Where to start after so much time apart…well, it’s Christmas so why not start there? First off, let me state for the record that I actually do love Christmas – mostly.  I’m sure I’ve written about some of this before – I am nothing if not consistent in my whinging.  However, here goes – my top Christmas gripes.

– Visiting Santa’s Grotto: am I the only one who goes in “to see Santa” (with my children I might add before you think that I have made some sort of weird regression to childhood) and finds it the most excruciatingly awkward few minutes?  Poor Santa has to have the same banal conversation with each and every child about their behaviour this year (why bother asking – it seems patently obvious that the majority of children if presents were given on the basis of behaviour would receive nada) and what they want for Christmas.  In my experience, children seem to go mute at this point, either staring rather unnervingly at Santa (trying to guess who it is beneath that facial hair that is slowly sliding down his chin) or looking downwards and scuffing their shoes through the mountains of fake snow on the floor (#nightmarecleaningupjob).  It is left to me to have this insanely cheery chat with the big man about how wonderfully behaved my kids have been and how much they deserve wildly over-expensive tat for Christmas (all the time keeping my fingers crossed behind my back to counter the blatant lies I am telling).  Meanwhile the real reason we are all there is delayed interminably – the presents, Santa – hand them over and we can all move on.

– Sexy santa outfits: I just don’t get these at all – it seems so wrong on so many levels.  Santa is traditionally a man, so why do all sexy santa outfits consist of skin tight mini skirts clearly more suited to the female form?  Presumably because there is no woman alive who in her right mind would find a man dressed in a red jumpsuit, trimmed with white cotton wool and topped off with a faux white beard even remotely sexy.  Anyway, Santa is a kid-friendly concept so sexy santa suits just seem plain wrong.  Sexualising Santa is at best confusing, at worst rather creepy.

– Hats in crackers:  OK, I am prepared to accept the part that crackers play in Christmas – I mean who doesn’t desperately want one of those little screwdriver sets or irritating puzzles with rings you have to separate?  Let’s face it, Christmas wouldn’t be the same without an exchange of appalling jokes and general dissing of those whose job it is to write those jokes for the other 364 days of the year.  But the hats… no need, no purpose, don’t fit and no-one looks good in them.
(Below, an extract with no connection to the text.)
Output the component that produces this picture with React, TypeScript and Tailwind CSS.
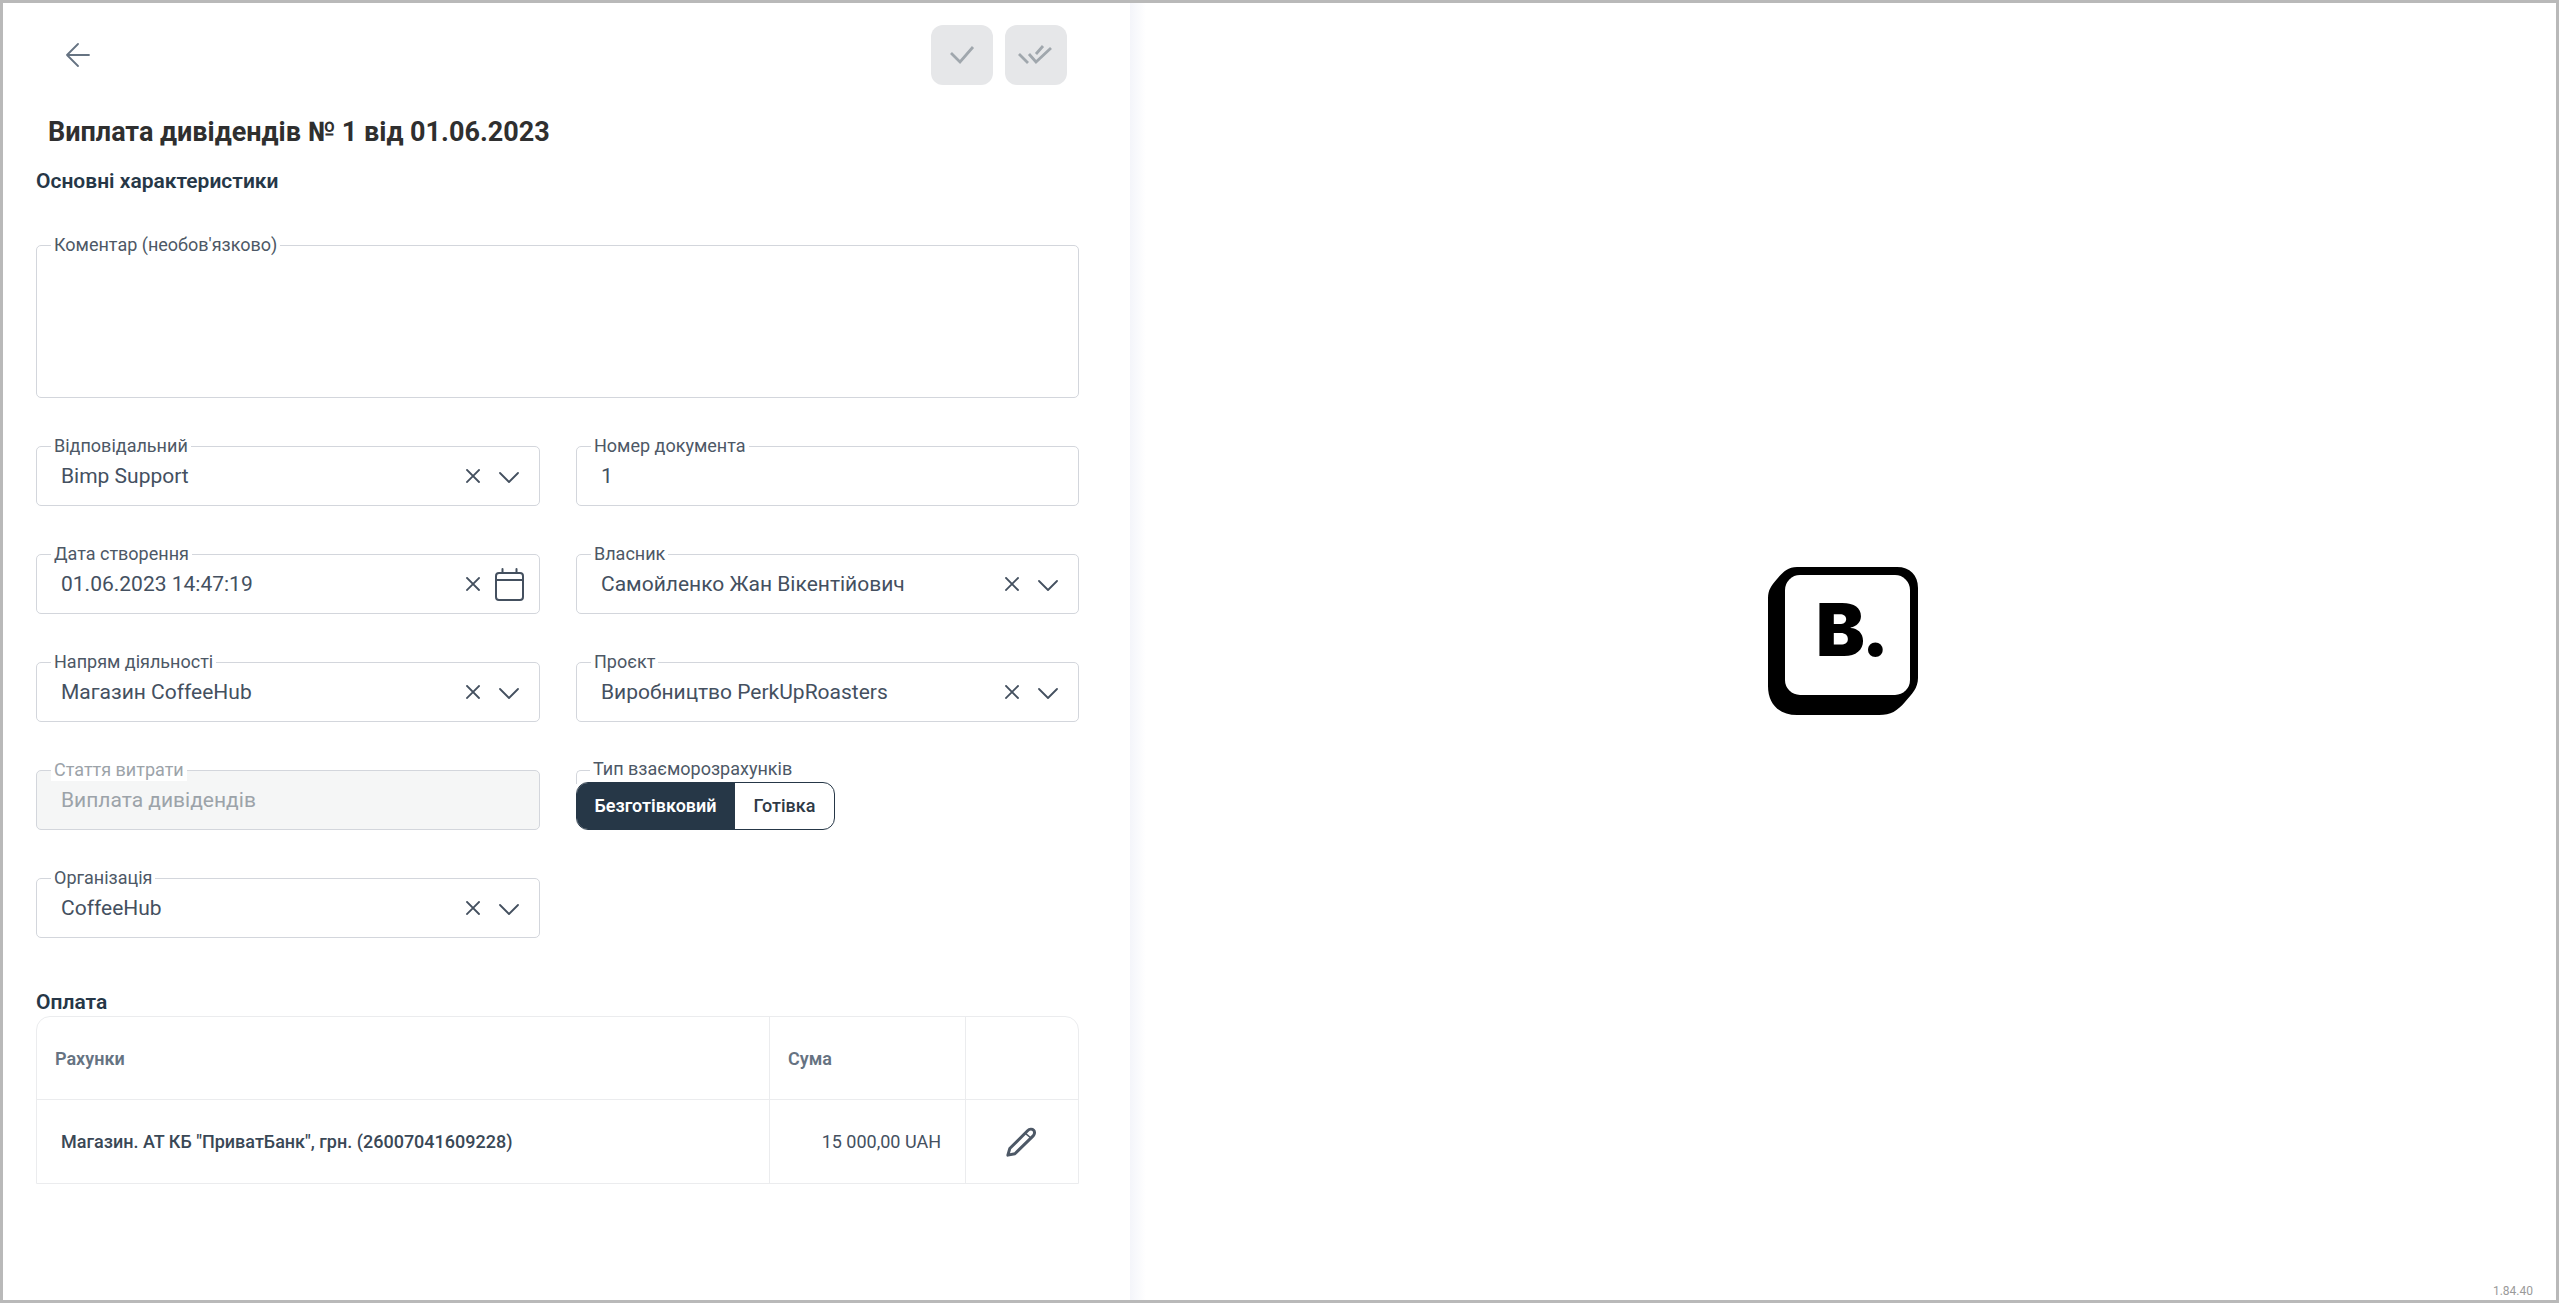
const font = { fontFamily: "Roboto, 'Liberation Sans', sans-serif" };

function XIcon() {
  return (
    <svg width="14" height="14" viewBox="0 0 14 14" fill="none" stroke="#44505f" strokeWidth="1.8" strokeLinecap="square">
      <path d="M1 1 L13 13 M13 1 L1 13" />
    </svg>
  );
}

function Chevron() {
  return (
    <svg width="20" height="12" viewBox="0 0 20 12" fill="none" stroke="#44505f" strokeWidth="1.8" strokeLinecap="round" strokeLinejoin="round">
      <path d="M1 2 L10 11 L19 2" />
    </svg>
  );
}

function CalendarIcon() {
  return (
    <svg width="29" height="33" viewBox="0 0 29 33" fill="none" stroke="#44505f" strokeWidth="2" strokeLinecap="round">
      <rect x="1" y="5" width="27" height="27" rx="3" />
      <path d="M1 12 H28 M7.5 1 V5 M21.5 1 V5" />
    </svg>
  );
}

function Field({ label, className = "", children, disabled = false }: { label: string; className?: string; children?: React.ReactNode; disabled?: boolean }) {
  return (
    <div className={`relative h-[60px] rounded-[5px] border border-[#d3d6dc] flex items-center pl-[24px] ${disabled ? "bg-[#f5f6f6]" : "bg-white"} ${className}`}>
      <span className={`absolute left-[14px] -top-[12px] bg-white px-[3px] text-[18px] leading-[22px] ${disabled ? "text-[#9ca3a9]" : "text-[#4d5866]"}`}>{label}</span>
      {children}
    </div>
  );
}

function Select({ label, value }: { label: string; value: string }) {
  return (
    <Field label={label}>
      <span className="flex-1 text-[21px] leading-[24px] text-[#44505f]">{value}</span>
      <span className="mr-[19px] flex"><XIcon /></span>
      <span className="mr-[20px] mt-[2px] flex"><Chevron /></span>
    </Field>
  );
}

export default function App() {
  return (
    <div style={font} className="relative h-[1303px] w-full flex overflow-hidden border-[3px] border-[#b9b9b9] bg-white">
      <div className="w-[1127px] shrink-0 pl-[33px] pr-[51px] flex flex-col">
        <div className="h-[82px] pt-[22px] flex justify-between items-start">
          <svg className="ml-[30px] mt-[18px]" width="24" height="24" viewBox="0 0 24 24" fill="none" stroke="#667382" strokeWidth="1.8" strokeLinecap="round" strokeLinejoin="round">
            <path d="M23 12 H1 M12 1 L1 12 L12 23" />
          </svg>
          <div className="flex gap-[12px] mr-[12px]">
            <div className="w-[62px] h-[60px] rounded-[12px] bg-[#e6e7e9] flex items-center justify-center">
              <svg width="26" height="20" viewBox="0 0 26 20" fill="none" stroke="#a0a7ad" strokeWidth="2.8">
                <path d="M2 8 L11 17 L24 2" />
              </svg>
            </div>
            <div className="w-[62px] h-[60px] rounded-[12px] bg-[#e6e7e9] flex items-center justify-center">
              <svg width="36" height="20" viewBox="0 0 36 20" fill="none" stroke="#a0a7ad" strokeWidth="2.8">
                <path d="M1 9 L10 18 M11 9 L18 17 L33 3 M18 9 L25 1" />
              </svg>
            </div>
          </div>
        </div>
        <h1 className="pl-[12px] mt-[31px] text-[27px] leading-[32px] font-bold text-[#2f2f2f]">Виплата дивідендів № 1 від 01.06.2023</h1>
        <h2 className="mt-[21px] text-[21px] leading-[24px] font-semibold text-[#263747]">Основні характеристики</h2>

        <Field label="Коментар (необов'язково)" className="!h-[153px] mt-[52px]" />

        <div className="grid grid-cols-[504px_503px] gap-x-[36px] gap-y-[48px] mt-[48px]">
          <Select label="Відповідальний" value="Bimp Support" />
          <Field label="Номер документа">
            <span className="text-[21px] leading-[24px] text-[#44505f]">1</span>
          </Field>

          <Field label="Дата створення">
            <span className="flex-1 text-[21px] leading-[24px] text-[#44505f]">01.06.2023 14:47:19</span>
            <span className="mr-[15px] flex"><XIcon /></span>
            <span className="mr-[15px] flex"><CalendarIcon /></span>
          </Field>
          <Select label="Власник" value="Самойленко Жан Вікентійович" />

          <Select label="Напрям діяльності" value="Магазин CoffeeHub" />
          <Select label="Проєкт" value="Виробництво PerkUpRoasters" />

          <Field label="Стаття витрати" disabled>
            <span className="text-[21px] leading-[24px] text-[#9ca3a9]">Виплата дивідендів</span>
          </Field>
          <div className="relative h-[60px]">
            <div className="absolute left-0 top-0 w-[14px] h-[14px] border-l border-t border-[#d3d6dc] rounded-tl-[5px]" />
            <span className="absolute left-[14px] -top-[12px] bg-white px-[3px] text-[18px] leading-[22px] text-[#4d5866]">Тип взаєморозрахунків</span>
            <div className="absolute left-0 top-[12px] h-[48px] flex w-[259px] rounded-[12px] border border-[#263747] overflow-hidden bg-white">
              <div className="w-[159px] -ml-px pb-[2px] bg-[#263747] flex items-center justify-center text-[18px] font-semibold text-white">Безготівковий</div>
              <div className="flex-1 pb-[2px] flex items-center justify-center text-[18px] font-medium text-[#2f3a46]">Готівка</div>
            </div>
          </div>

          <Select label="Організація" value="CoffeeHub" />
        </div>

        <h2 className="mt-[52px] text-[21px] leading-[24px] font-semibold text-[#263747]">Оплата</h2>
        <div className="mt-[2px] w-[1043px] rounded-t-[14px] border border-[#ebecee] grid grid-cols-[733px_196px_1fr] text-[18px]">
          <div className="h-[83px] flex items-center pl-[18px] border-b border-r border-[#ebecee] font-semibold text-[#667382]">Рахунки</div>
          <div className="h-[83px] flex items-center pl-[18px] border-b border-r border-[#ebecee] font-semibold text-[#667382]">Сума</div>
          <div className="h-[83px] border-b border-[#ebecee]" />
          <div className="h-[83px] flex items-center pl-[24px] border-r border-[#ebecee] font-medium text-[#3a4856]">Магазин. АТ КБ "ПриватБанк", грн. (26007041609228)</div>
          <div className="h-[83px] flex items-center justify-end pr-[24px] border-r border-[#ebecee] text-[#44505f]">15 000,00 UAH</div>
          <div className="h-[83px] flex items-center justify-center pr-[2px]">
            <svg width="30" height="30" viewBox="0 0 32 32" fill="none" stroke="#4d5866" strokeWidth="3.2" strokeLinejoin="round">
              <path d="M2 30 L4 23 L23 4 C25 2 28 2 29.5 3.5 C31 5 30.5 8 29 9.5 L9.5 28.5 Z" />
              <path d="M21 7 L27 12" strokeWidth="1.6" />
            </svg>
          </div>
        </div>
      </div>

      <div className="flex-1 relative flex items-center justify-center pb-[22px] bg-gradient-to-r from-[#f4f5fa] to-white to-[16px] bg-no-repeat">
        <svg width="152" height="150" viewBox="0 0 152 150">
          <path d="M30 1 H130 C143 1 151 9 151 22 V112 C151 122 145 128 138 136 C130 145 124 149 112 149 H30 C12 149 1 138 1 120 V32 C1 24 4 20 10 13 C16 6 21 1 30 1 Z" fill="#000" />
          <rect x="18" y="9" width="125" height="120" rx="15" fill="#fff" />
          <text x="49" y="90" fontFamily="Inter, sans-serif" fontWeight="900" fontSize="73" letterSpacing="-3" fill="#000">B.</text>
        </svg>
        <span className="absolute right-[23px] bottom-[2px] text-[12px] leading-[14px] text-[#9a9a9a]">1.84.40</span>
      </div>
    </div>
  );
}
Yet everyone feels obliged whether it be the school parents dinner, the office party or whatever to put their ill-fitting paper hats on their heads as if somehow this is a sign to others that they are having a great time and “entering into the spirit”.  Let’s ditch the hats, people – no-one wants to wear them, end of.

– Fairy lights:  I love fairy lights.  Well, I love fairy lights of the mostly white variety but I am able to tolerate coloured lights.  However it seems that every year the nation’s obsession with fairy lights is growing inexorably. When I was young, we put lights on the tree – the end.  Now, we are expected to put lights absolutely everywhere – up impossible-to-climb trees, intricately wound around staircases, in windows, round doors, along fireplaces, even in big glass vases (some sort of temporary pseudo-art installation).  It is as if we are all in some sort of mad competition to put up as many million lights as we humanly can in the time available, starting in mid-November if that is the only way to beat our neighbours and friends.  What puzzles me is why we have suddenly gone fairy light-tastic – it’s not as if electricity/light is a new concept.  Am I missing something?
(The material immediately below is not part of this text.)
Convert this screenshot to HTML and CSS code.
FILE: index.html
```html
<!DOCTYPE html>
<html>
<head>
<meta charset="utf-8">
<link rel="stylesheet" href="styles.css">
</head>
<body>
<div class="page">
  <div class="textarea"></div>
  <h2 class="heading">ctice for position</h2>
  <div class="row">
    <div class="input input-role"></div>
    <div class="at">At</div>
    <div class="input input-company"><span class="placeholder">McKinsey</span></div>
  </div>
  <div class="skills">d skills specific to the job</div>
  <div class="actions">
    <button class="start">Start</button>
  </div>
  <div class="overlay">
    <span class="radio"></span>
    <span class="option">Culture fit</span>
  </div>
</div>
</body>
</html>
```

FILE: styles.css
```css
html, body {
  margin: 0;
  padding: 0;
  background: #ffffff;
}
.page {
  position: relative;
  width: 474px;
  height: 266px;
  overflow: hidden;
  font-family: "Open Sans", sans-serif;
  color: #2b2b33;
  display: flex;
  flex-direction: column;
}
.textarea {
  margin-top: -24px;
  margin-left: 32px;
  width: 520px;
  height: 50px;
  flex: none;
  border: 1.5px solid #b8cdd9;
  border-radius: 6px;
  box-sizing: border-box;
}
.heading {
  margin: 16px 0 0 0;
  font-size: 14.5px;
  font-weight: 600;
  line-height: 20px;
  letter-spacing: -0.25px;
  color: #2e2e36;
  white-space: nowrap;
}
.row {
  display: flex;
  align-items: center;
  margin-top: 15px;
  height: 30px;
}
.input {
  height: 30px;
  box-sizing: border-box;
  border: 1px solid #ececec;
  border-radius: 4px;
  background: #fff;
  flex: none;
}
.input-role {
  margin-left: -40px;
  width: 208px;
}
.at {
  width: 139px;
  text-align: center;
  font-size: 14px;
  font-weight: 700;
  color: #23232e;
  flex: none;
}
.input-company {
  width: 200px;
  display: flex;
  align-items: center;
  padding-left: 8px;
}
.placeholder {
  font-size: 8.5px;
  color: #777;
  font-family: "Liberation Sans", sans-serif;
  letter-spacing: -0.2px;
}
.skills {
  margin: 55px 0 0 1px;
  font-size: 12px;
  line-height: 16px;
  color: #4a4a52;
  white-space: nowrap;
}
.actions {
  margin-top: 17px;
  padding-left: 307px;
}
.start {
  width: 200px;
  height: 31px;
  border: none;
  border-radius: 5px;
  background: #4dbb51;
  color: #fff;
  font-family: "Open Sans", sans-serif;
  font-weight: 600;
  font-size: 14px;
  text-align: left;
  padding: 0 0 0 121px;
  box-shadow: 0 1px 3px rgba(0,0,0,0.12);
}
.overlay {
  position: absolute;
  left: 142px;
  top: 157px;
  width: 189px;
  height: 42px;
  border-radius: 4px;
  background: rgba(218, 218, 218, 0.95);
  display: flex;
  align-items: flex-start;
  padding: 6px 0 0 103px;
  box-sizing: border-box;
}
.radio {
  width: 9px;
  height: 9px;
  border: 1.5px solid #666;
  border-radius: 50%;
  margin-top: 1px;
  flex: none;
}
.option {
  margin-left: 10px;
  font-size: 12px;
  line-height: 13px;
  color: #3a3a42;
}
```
– Writing Christmas cards: every year I promise myself that this is the last year I write Christmas cards – not only does it give me repetitive strain injury in my right hand for the rest of the festive season but increasingly in the age of email and multimedia it seems a fairly pointless task.  Then it happens…the cards start to arrive through the door from other people and the guilt sets in.  Then the fear sets in that if you don’t send any cards then you won’t receive any next year yourself.  The guilt and fear grows until I find myself sitting down and madly scribbling festive wishes to people I either never see (and quite possibly won’t ever again) or equally people I see almost on a daily basis (for whom a simple “Happy Christmas” would suffice).  One year I shall be brave enough to resist the overwhelming urge to write cards – in the meantime, if you haven’t received one from me, then you can assume you are off my Christmas card list or your surname is at the end of the alphabet and I haven’t got there yet (and I have to admit might possibly never get there).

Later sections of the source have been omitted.